═══ Entries shown ═══

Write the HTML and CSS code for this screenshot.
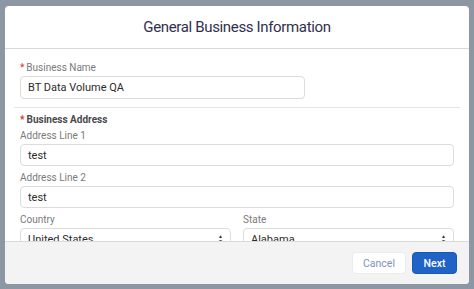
FILE: index.html
```html
<!DOCTYPE html>
<html lang="en">
<head>
  <meta charset="UTF-8">
  <title>General Business Information</title>
  <link rel="stylesheet" href="styles.css">
</head>
<body>
  <div class="modal">
    <div class="modal-header">
      <h2 class="modal-title">General Business Information</h2>
    </div>
    <div class="modal-body">
      <div class="field">
        <label class="field-label"><abbr class="required">*</abbr>Business Name</label>
        <div class="input input-name">BT Data Volume QA</div>
      </div>
      <hr class="divider">
      <div class="section">
        <div class="section-title"><abbr class="required">*</abbr>Business Address</div>
        <div class="field">
          <label class="field-label">Address Line 1</label>
          <div class="input">test</div>
        </div>
        <div class="field">
          <label class="field-label">Address Line 2</label>
          <div class="input">test</div>
        </div>
        <div class="field-row">
          <div class="field">
            <label class="field-label">Country</label>
            <div class="input select">United States<span class="arrows">&#9650;<br>&#9660;</span></div>
          </div>
          <div class="field">
            <label class="field-label">State</label>
            <div class="input select">Alabama<span class="arrows">&#9650;<br>&#9660;</span></div>
          </div>
        </div>
      </div>
    </div>
    <div class="modal-footer">
      <button class="btn btn-neutral">Cancel</button>
      <button class="btn btn-brand">Next</button>
    </div>
  </div>
</body>
</html>
```

FILE: styles.css
```css
body {
  margin: 0;
  height: 289px;
  background-color: #8d97a4;
  font-family: 'Roboto', 'Liberation Sans', sans-serif;
  overflow: hidden;
}
.modal {
  margin: 6px 5px 0;
  height: 278px;
  background: #fff;
  border-radius: 4px;
  overflow: hidden;
  display: flex;
  flex-direction: column;
}
.modal-header {
  height: 42px;
  border-bottom: 1px solid #d8d8d8;
  display: flex;
  align-items: center;
  justify-content: center;
  flex-shrink: 0;
}
.modal-title {
  margin: 0;
  font-size: 15px;
  font-weight: 400;
  letter-spacing: -0.35px;
  color: #30304e;
}
.modal-body {
  flex: 1;
  overflow: hidden;
  padding: 10px 9px 0 9px;
}
.field {
  padding: 0 6px 4px;
}
.field-label {
  display: block;
  font-size: 10px;
  line-height: 17px;
  color: #7a7a7a;
}
.required {
  color: #c23934;
  text-decoration: none;
  margin-right: 2px;
}
.input {
  height: 22px;
  box-sizing: border-box;
  border: 1px solid #dcdcdc;
  border-radius: 4px;
  padding: 0 7px;
  display: flex;
  align-items: center;
  font-size: 11px;
  color: #2b2b2b;
}
.input-name {
  width: 285px;
  height: 23px;
}
.divider {
  border: none;
  border-top: 1px solid #e4e4e4;
  margin: 4px 0 4px;
}
.section-title {
  padding: 0 6px;
  font-size: 10px;
  line-height: 16px;
  font-weight: 700;
  color: #4a4a4a;
}
.section .field-label {
  line-height: 16px;
}
.field-row {
  display: grid;
  grid-template-columns: 1fr 1fr;
  column-gap: 12px;
  padding: 0 6px;
}
.field-row .field {
  padding: 0;
}
.select {
  position: relative;
}
.arrows {
  position: absolute;
  right: 7px;
  top: 5px;
  font-size: 5px;
  line-height: 5px;
  color: #333;
}
.modal-footer {
  height: 42px;
  flex-shrink: 0;
  border-top: 1px solid #dadada;
  background: #f3f3f3;
  display: flex;
  align-items: center;
  justify-content: flex-end;
  gap: 6px;
  padding: 0 12px 0 0;
}
.btn {
  height: 22px;
  border-radius: 4px;
  font-family: inherit;
  font-size: 10.5px;
  padding: 0;
  cursor: pointer;
}
.btn-neutral {
  width: 54px;
  background: #fff;
  border: 1px solid #ececec;
  color: #7d92b8;
}
.btn-brand {
  width: 45px;
  background: #1f63c6;
  border: 1px solid #1a58b5;
  color: #fff;
  font-weight: 500;
}
```
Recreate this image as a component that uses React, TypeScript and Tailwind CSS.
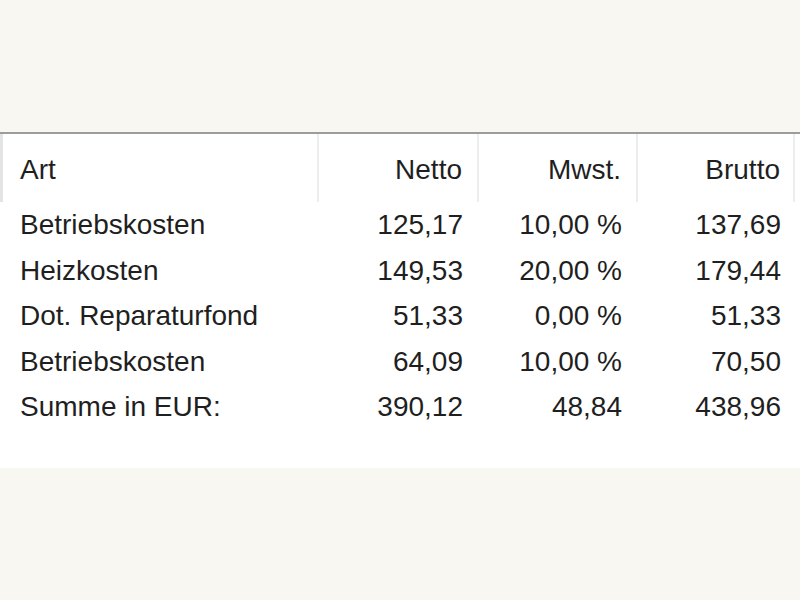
const rows = [
  { art: 'Betriebskosten', netto: '125,17', mwst: '10,00 %', brutto: '137,69' },
  { art: 'Heizkosten', netto: '149,53', mwst: '20,00 %', brutto: '179,44' },
  { art: 'Dot. Reparaturfond', netto: '51,33', mwst: '0,00 %', brutto: '51,33' },
  { art: 'Betriebskosten', netto: '64,09', mwst: '10,00 %', brutto: '70,50' },
  { art: 'Summe in EUR:', netto: '390,12', mwst: '48,84', brutto: '438,96' },
]

const cols = 'grid grid-cols-[319px_160px_159px_157px_5px]'

export default function App() {
  return (
    <div className="flex h-[600px] w-[800px] flex-col bg-[#f9f7f2] font-['Liberation_Sans',Arial,sans-serif] text-[28px] leading-[45.5px] text-[#1f1f1f]">
      <div className="h-[132px]" />
      <div className="h-[2px] bg-[#9c9c9c]" />
      <div className="h-[334px] bg-white">
        <div className={`${cols} h-[68px]`}>
          <div className="border-l-[3px] border-r-2 border-l-[#e4e4e4] border-r-[#ececec] pl-[17px] pt-[13px]">Art</div>
          <div className="border-r-2 border-[#ececec] pr-[15px] pt-[13px] text-right">Netto</div>
          <div className="border-r-2 border-[#ececec] pr-[15px] pt-[13px] text-right">Mwst.</div>
          <div className="border-r-2 border-[#ececec] pr-[13px] pt-[13px] text-right">Brutto</div>
          <div />
        </div>
        {rows.map((r, i) => (
          <div key={i} className={cols}>
            <div className="pl-[20px]">{r.art}</div>
            <div className="pr-[16px] text-right">{r.netto}</div>
            <div className="pr-[16px] text-right">{r.mwst}</div>
            <div className="pr-[14px] text-right">{r.brutto}</div>
            <div />
          </div>
        ))}
      </div>
    </div>
  )
}
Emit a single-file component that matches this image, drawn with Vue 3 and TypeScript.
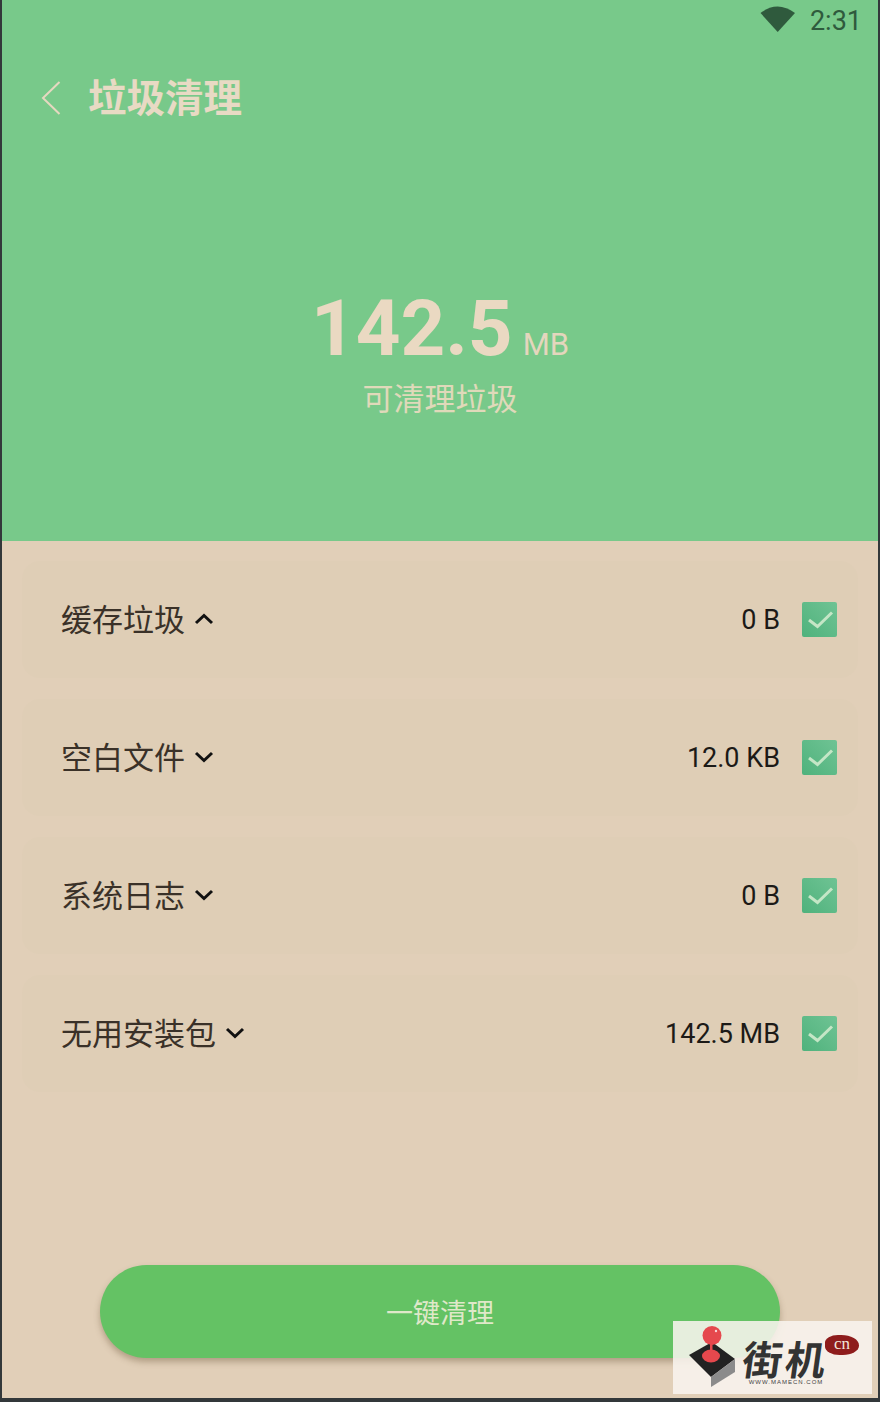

═══

Quote the listing above in full, except for the pictures.

Write the HTML and CSS code for this screenshot.
FILE: index.html
```html
<!DOCTYPE html>
<html lang="en">
<head>
  <meta charset="UTF-8">
  <title>General Business Information</title>
  <link rel="stylesheet" href="styles.css">
</head>
<body>
  <div class="modal">
    <div class="modal-header">
      <h2 class="modal-title">General Business Information</h2>
    </div>
    <div class="modal-body">
      <div class="field">
        <label class="field-label"><abbr class="required">*</abbr>Business Name</label>
        <div class="input input-name">BT Data Volume QA</div>
      </div>
      <hr class="divider">
      <div class="section">
        <div class="section-title"><abbr class="required">*</abbr>Business Address</div>
        <div class="field">
          <label class="field-label">Address Line 1</label>
          <div class="input">test</div>
        </div>
        <div class="field">
          <label class="field-label">Address Line 2</label>
          <div class="input">test</div>
        </div>
        <div class="field-row">
          <div class="field">
            <label class="field-label">Country</label>
            <div class="input select">United States<span class="arrows">&#9650;<br>&#9660;</span></div>
          </div>
          <div class="field">
            <label class="field-label">State</label>
            <div class="input select">Alabama<span class="arrows">&#9650;<br>&#9660;</span></div>
          </div>
        </div>
      </div>
    </div>
    <div class="modal-footer">
      <button class="btn btn-neutral">Cancel</button>
      <button class="btn btn-brand">Next</button>
    </div>
  </div>
</body>
</html>
```

FILE: styles.css
```css
body {
  margin: 0;
  height: 289px;
  background-color: #8d97a4;
  font-family: 'Roboto', 'Liberation Sans', sans-serif;
  overflow: hidden;
}
.modal {
  margin: 6px 5px 0;
  height: 278px;
  background: #fff;
  border-radius: 4px;
  overflow: hidden;
  display: flex;
  flex-direction: column;
}
.modal-header {
  height: 42px;
  border-bottom: 1px solid #d8d8d8;
  display: flex;
  align-items: center;
  justify-content: center;
  flex-shrink: 0;
}
.modal-title {
  margin: 0;
  font-size: 15px;
  font-weight: 400;
  letter-spacing: -0.35px;
  color: #30304e;
}
.modal-body {
  flex: 1;
  overflow: hidden;
  padding: 10px 9px 0 9px;
}
.field {
  padding: 0 6px 4px;
}
.field-label {
  display: block;
  font-size: 10px;
  line-height: 17px;
  color: #7a7a7a;
}
.required {
  color: #c23934;
  text-decoration: none;
  margin-right: 2px;
}
.input {
  height: 22px;
  box-sizing: border-box;
  border: 1px solid #dcdcdc;
  border-radius: 4px;
  padding: 0 7px;
  display: flex;
  align-items: center;
  font-size: 11px;
  color: #2b2b2b;
}
.input-name {
  width: 285px;
  height: 23px;
}
.divider {
  border: none;
  border-top: 1px solid #e4e4e4;
  margin: 4px 0 4px;
}
.section-title {
  padding: 0 6px;
  font-size: 10px;
  line-height: 16px;
  font-weight: 700;
  color: #4a4a4a;
}
.section .field-label {
  line-height: 16px;
}
.field-row {
  display: grid;
  grid-template-columns: 1fr 1fr;
  column-gap: 12px;
  padding: 0 6px;
}
.field-row .field {
  padding: 0;
}
.select {
  position: relative;
}
.arrows {
  position: absolute;
  right: 7px;
  top: 5px;
  font-size: 5px;
  line-height: 5px;
  color: #333;
}
.modal-footer {
  height: 42px;
  flex-shrink: 0;
  border-top: 1px solid #dadada;
  background: #f3f3f3;
  display: flex;
  align-items: center;
  justify-content: flex-end;
  gap: 6px;
  padding: 0 12px 0 0;
}
.btn {
  height: 22px;
  border-radius: 4px;
  font-family: inherit;
  font-size: 10.5px;
  padding: 0;
  cursor: pointer;
}
.btn-neutral {
  width: 54px;
  background: #fff;
  border: 1px solid #ececec;
  color: #7d92b8;
}
.btn-brand {
  width: 45px;
  background: #1f63c6;
  border: 1px solid #1a58b5;
  color: #fff;
  font-weight: 500;
}
```
Recreate this image as a component that uses React, TypeScript and Tailwind CSS.
const rows = [
  { art: 'Betriebskosten', netto: '125,17', mwst: '10,00 %', brutto: '137,69' },
  { art: 'Heizkosten', netto: '149,53', mwst: '20,00 %', brutto: '179,44' },
  { art: 'Dot. Reparaturfond', netto: '51,33', mwst: '0,00 %', brutto: '51,33' },
  { art: 'Betriebskosten', netto: '64,09', mwst: '10,00 %', brutto: '70,50' },
  { art: 'Summe in EUR:', netto: '390,12', mwst: '48,84', brutto: '438,96' },
]

const cols = 'grid grid-cols-[319px_160px_159px_157px_5px]'

export default function App() {
  return (
    <div className="flex h-[600px] w-[800px] flex-col bg-[#f9f7f2] font-['Liberation_Sans',Arial,sans-serif] text-[28px] leading-[45.5px] text-[#1f1f1f]">
      <div className="h-[132px]" />
      <div className="h-[2px] bg-[#9c9c9c]" />
      <div className="h-[334px] bg-white">
        <div className={`${cols} h-[68px]`}>
          <div className="border-l-[3px] border-r-2 border-l-[#e4e4e4] border-r-[#ececec] pl-[17px] pt-[13px]">Art</div>
          <div className="border-r-2 border-[#ececec] pr-[15px] pt-[13px] text-right">Netto</div>
          <div className="border-r-2 border-[#ececec] pr-[15px] pt-[13px] text-right">Mwst.</div>
          <div className="border-r-2 border-[#ececec] pr-[13px] pt-[13px] text-right">Brutto</div>
          <div />
        </div>
        {rows.map((r, i) => (
          <div key={i} className={cols}>
            <div className="pl-[20px]">{r.art}</div>
            <div className="pr-[16px] text-right">{r.netto}</div>
            <div className="pr-[16px] text-right">{r.mwst}</div>
            <div className="pr-[14px] text-right">{r.brutto}</div>
            <div />
          </div>
        ))}
      </div>
    </div>
  )
}
Emit a single-file component that matches this image, drawn with Vue 3 and TypeScript.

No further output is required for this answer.